Now, when we compare 2012 and 2013 CPI scores, we don’t just want to see if the scores are different. As TI itself emphasizes, there’s a lot of “noise” associated with corruption perception measurement, and for some countries there’s more noise than for others. What we want to know is whether there’s a statistically significant difference between the two scores. By convention, we usually say that the difference between X and Y is “statistically significant” (at the 5% level, which is admittedly an arbitrary cutoff) if the chance that X and Y were actually drawn from the same probability distribution is lower than 5%.
Fortunately, TI made another useful change to the CPI in 2012: In addition to reporting the CPI score as a single number (a “point estimate”) on a 0-100 scale, the CPI now reports a “confidence interval,” with a lower and upper bound. The confidence interval tells us (given certain assumptions that we need not go into here) that there’s a 95% chance that the “true” CPI score falls within those bounds.
Now, just to be clear, to rigorously test whether there’s a statistically significant difference between a country’s 2012 and 2013 CPI scores, one can’t just compare the 95% confidence intervals. But, as a rough-and-ready first cut, this is a reasonable way to see whether there’s strong evidence of real movement in corruption perceptions. So that’s what I did. And it turns out there’s almost no evidence of statistically significant change.
For almost all of the countries included in the 2012 and 2013 CPI, either the 2012 point estimate falls within the 2013 confidence interval, or the 2013 point estimate falls within the 2012 confidence interval, or both. For only five countries — Australia, Guinea Bissau, Senegal, Syria, and Yemen — did the point estimate for 2012 fall outside the 2013 confidence interval, and the 2013 point estimate fall outside the 2012 confidence interval. And for all five of these countries, the confidence intervals for these two years overlapped. That said, in two cases (Australia and Senegal) the overlap was very small: In Australia, the estimated confidence interval in 2012 was 83-86, while in 2013 it was 79-83; in Senegal, the estimated 2012 confidence interval was 33-39, and in 2013 it was 39-43. So if we put aside all our other concerns about the reliability of these data, there’s some evidence of a meaningful improvement in corruption perceptions in Senegal, and a meaningful worsening in Australia. But not much else.

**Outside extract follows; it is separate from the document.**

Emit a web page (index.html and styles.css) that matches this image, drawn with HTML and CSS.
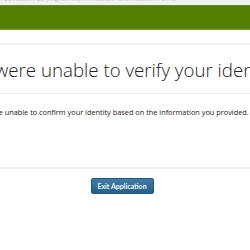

To be clear, I’m not sure there’s that much point in spending a lot of time on these comparisons, for the reasons I laid out in my earlier post. But really, the main point I want to get across here is that, even if one puts those objections aside, when making year-to-year CPI comparisons, one must heed TI’s own advice and pay attention to the margin of error. Failing to do so can lead to all sorts of conclusions — Canada and Iceland got more corrupt! Greece and Latvia reduced corruption! — that do not seem to be supported by sufficiently strong evidence.